Mary Wilson, a founding member of the trailblazing group, The Supremes, one of the biggest musical acts of the 1960s died suddenly on Monday at the age of 76.
Under the Motown Records label, Wilson, along with Diana Ross and Florence Ballard, scored 12 no.1 hits with songs like “Baby Love” and “Stop! In the Name of Love."
The Supremes were inducted into the Rock and Roll Hall of Fame in 1988.
Wilson stayed on with The Supremes even after other original members left and new ones joined the line-up.
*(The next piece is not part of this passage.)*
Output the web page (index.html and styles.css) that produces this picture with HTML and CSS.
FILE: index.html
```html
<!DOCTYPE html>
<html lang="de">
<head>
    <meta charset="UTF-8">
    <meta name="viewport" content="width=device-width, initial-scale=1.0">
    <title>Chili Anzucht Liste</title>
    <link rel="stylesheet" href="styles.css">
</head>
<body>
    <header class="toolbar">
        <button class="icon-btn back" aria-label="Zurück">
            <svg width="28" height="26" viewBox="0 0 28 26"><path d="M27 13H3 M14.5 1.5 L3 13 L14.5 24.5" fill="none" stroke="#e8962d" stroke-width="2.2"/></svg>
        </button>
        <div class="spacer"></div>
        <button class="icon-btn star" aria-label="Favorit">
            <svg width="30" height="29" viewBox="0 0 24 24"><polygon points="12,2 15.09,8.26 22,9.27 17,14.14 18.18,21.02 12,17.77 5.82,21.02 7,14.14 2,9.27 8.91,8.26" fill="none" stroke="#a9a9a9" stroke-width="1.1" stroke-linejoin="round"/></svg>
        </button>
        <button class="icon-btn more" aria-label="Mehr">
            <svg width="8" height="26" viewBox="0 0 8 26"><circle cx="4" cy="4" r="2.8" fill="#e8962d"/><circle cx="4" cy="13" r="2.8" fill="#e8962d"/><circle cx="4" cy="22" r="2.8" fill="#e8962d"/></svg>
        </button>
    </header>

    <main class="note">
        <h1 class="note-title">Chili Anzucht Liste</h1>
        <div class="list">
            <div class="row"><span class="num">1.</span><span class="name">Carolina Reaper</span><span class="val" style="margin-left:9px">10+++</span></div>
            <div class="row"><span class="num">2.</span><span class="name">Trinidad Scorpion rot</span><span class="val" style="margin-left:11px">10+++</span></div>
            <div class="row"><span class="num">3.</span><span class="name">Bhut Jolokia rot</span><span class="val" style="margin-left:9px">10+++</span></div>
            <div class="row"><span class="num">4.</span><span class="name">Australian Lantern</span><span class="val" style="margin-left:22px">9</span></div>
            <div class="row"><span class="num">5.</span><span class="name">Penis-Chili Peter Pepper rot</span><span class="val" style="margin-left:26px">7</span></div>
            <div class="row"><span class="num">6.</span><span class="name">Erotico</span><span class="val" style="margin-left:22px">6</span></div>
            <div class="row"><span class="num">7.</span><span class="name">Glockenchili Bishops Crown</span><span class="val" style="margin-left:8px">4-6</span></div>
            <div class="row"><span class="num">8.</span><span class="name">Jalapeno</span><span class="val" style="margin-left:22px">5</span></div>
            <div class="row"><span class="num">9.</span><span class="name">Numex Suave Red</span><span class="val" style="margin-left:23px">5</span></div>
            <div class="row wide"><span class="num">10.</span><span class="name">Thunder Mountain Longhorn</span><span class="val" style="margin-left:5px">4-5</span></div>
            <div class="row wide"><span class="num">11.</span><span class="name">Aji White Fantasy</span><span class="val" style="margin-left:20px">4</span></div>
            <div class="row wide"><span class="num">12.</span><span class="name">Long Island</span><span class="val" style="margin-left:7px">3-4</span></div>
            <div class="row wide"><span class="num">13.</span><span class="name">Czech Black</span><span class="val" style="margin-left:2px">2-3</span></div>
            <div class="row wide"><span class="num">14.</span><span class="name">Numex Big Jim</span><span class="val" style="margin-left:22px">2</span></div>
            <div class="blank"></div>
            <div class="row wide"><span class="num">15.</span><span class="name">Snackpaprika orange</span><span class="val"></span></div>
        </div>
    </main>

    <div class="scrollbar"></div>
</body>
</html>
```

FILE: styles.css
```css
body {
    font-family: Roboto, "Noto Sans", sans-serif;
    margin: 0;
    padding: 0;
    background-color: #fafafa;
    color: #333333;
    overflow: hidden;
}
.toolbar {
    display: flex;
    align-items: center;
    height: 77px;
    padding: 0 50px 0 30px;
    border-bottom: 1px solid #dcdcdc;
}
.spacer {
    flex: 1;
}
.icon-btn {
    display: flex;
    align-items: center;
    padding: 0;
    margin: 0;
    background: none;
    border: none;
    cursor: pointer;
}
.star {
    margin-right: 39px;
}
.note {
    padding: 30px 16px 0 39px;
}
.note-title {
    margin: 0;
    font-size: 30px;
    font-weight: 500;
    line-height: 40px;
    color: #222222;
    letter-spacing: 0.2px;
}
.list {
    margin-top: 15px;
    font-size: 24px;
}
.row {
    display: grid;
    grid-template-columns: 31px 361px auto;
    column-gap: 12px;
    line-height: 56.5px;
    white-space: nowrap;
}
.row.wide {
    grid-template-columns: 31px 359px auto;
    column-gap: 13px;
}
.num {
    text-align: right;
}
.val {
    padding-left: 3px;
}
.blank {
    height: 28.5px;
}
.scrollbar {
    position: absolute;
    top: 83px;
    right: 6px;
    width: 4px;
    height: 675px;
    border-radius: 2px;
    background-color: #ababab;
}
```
The group split in 1977 and she pursued a solo career.
The 2006 film “Dreamgirls”, starring Beyonce and Jennifer Hudson, was loosely based on their story.
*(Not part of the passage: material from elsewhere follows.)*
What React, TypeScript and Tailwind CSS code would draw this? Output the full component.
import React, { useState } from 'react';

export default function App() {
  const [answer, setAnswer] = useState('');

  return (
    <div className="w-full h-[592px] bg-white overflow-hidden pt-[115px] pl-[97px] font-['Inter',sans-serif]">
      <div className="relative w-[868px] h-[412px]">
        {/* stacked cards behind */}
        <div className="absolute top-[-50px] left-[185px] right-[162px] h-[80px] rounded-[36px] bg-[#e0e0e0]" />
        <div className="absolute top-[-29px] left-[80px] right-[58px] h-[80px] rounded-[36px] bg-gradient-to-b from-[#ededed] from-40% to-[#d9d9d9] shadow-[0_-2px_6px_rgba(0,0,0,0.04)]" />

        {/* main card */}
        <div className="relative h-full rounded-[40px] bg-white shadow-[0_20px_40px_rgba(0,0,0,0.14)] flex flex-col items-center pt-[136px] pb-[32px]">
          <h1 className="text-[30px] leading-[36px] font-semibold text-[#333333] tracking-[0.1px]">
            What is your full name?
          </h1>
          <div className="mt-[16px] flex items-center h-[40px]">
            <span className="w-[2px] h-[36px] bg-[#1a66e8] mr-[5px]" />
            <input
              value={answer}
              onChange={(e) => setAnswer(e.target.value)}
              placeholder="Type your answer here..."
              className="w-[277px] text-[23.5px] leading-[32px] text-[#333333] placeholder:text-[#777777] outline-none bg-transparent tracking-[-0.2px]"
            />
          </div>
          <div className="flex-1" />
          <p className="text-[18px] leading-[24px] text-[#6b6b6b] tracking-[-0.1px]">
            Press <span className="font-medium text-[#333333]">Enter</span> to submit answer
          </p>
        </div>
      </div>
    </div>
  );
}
Last year, Wilson, who grew up in a housing project in Detroit, spoke to Reuters about what it was like being a successful Black woman during a time of overt racism in the United States.
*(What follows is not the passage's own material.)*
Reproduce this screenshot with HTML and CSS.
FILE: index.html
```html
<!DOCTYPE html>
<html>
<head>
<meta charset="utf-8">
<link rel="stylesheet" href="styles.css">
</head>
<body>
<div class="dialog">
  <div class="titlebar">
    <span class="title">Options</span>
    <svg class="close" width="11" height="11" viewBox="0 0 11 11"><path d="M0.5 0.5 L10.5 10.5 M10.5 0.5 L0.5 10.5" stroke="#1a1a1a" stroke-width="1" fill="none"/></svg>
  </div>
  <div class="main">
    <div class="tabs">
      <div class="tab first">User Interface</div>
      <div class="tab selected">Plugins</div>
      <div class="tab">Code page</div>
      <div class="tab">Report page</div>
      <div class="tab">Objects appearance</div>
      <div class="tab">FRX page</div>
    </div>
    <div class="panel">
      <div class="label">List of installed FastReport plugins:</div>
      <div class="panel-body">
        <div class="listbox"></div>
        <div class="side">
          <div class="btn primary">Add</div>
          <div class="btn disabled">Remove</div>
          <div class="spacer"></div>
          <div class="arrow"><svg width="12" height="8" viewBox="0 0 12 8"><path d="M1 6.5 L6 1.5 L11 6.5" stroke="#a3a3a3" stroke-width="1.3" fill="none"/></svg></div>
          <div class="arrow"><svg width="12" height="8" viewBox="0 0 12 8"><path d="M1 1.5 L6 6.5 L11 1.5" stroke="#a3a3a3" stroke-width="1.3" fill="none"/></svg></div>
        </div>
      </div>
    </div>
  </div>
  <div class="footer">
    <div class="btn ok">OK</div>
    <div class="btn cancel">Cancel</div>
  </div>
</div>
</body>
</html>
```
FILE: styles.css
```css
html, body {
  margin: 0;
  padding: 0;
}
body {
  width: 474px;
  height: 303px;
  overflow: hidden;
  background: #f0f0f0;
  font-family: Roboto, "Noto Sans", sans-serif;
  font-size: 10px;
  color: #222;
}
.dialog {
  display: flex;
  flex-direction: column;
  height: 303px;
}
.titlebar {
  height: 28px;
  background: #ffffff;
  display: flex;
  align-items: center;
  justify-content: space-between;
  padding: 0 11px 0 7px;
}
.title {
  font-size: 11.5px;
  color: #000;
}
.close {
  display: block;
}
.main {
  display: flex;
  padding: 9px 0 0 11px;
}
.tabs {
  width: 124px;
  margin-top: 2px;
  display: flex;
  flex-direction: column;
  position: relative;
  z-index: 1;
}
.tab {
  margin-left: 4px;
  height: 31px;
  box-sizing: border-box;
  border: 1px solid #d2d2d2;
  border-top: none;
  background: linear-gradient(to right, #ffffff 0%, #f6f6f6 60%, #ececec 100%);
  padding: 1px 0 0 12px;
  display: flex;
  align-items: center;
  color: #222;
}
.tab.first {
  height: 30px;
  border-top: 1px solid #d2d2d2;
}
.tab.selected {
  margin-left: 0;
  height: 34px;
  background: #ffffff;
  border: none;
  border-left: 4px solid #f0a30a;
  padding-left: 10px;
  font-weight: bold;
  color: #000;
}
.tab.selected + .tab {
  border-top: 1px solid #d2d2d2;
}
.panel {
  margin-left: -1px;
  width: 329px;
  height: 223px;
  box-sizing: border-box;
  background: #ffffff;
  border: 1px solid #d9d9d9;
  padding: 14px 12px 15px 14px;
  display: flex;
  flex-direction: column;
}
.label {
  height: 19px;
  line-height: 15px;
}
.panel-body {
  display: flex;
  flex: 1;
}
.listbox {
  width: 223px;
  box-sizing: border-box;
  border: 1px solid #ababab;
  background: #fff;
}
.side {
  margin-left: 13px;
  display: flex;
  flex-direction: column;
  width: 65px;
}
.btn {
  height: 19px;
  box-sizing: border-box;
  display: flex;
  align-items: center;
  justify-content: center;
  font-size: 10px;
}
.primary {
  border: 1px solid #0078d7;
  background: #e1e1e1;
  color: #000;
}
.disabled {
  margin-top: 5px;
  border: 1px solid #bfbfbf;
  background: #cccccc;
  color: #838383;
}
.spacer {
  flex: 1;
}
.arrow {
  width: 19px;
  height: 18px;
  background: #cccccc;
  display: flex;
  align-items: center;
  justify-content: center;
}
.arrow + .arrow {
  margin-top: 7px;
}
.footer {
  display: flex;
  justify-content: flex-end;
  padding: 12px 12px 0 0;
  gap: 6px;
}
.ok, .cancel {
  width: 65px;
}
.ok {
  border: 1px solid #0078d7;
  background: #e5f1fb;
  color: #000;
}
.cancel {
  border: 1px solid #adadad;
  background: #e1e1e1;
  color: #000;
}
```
"I have to drink out of water fountains that for colored people only, and if I drink anything else, they would be hanging me. And we were shopping at stores, people would follow me around. And when they found that we were Supremes, we were making money, then they wanted to sell us everything in the store. They would close the stores up for us. But if we were not famous and there were very few of us who were famous, you know, if I didn't have all my makeup on and my wigs and, you know, all that kind of stuff, and I go just as a Black woman, you know, people were not very nice to me because I was Black. But once you start making money and you become famous then you're something special."
Berry Gordy, the founder of Motown, paid tribute to Wilson following the news of her death, saying (quote) “I was always proud of Mary. She was quite a star in her own right and over the years continued to work hard to boost the legacy of the Supremes ... She was a trailblazer, a diva and will be deeply missed.”
Her publicist said the singer died at her home in Henderson, Nevada. No cause of death was released.
A funeral service for Wilson will be private.. though a celebration of her life is expected later in the year.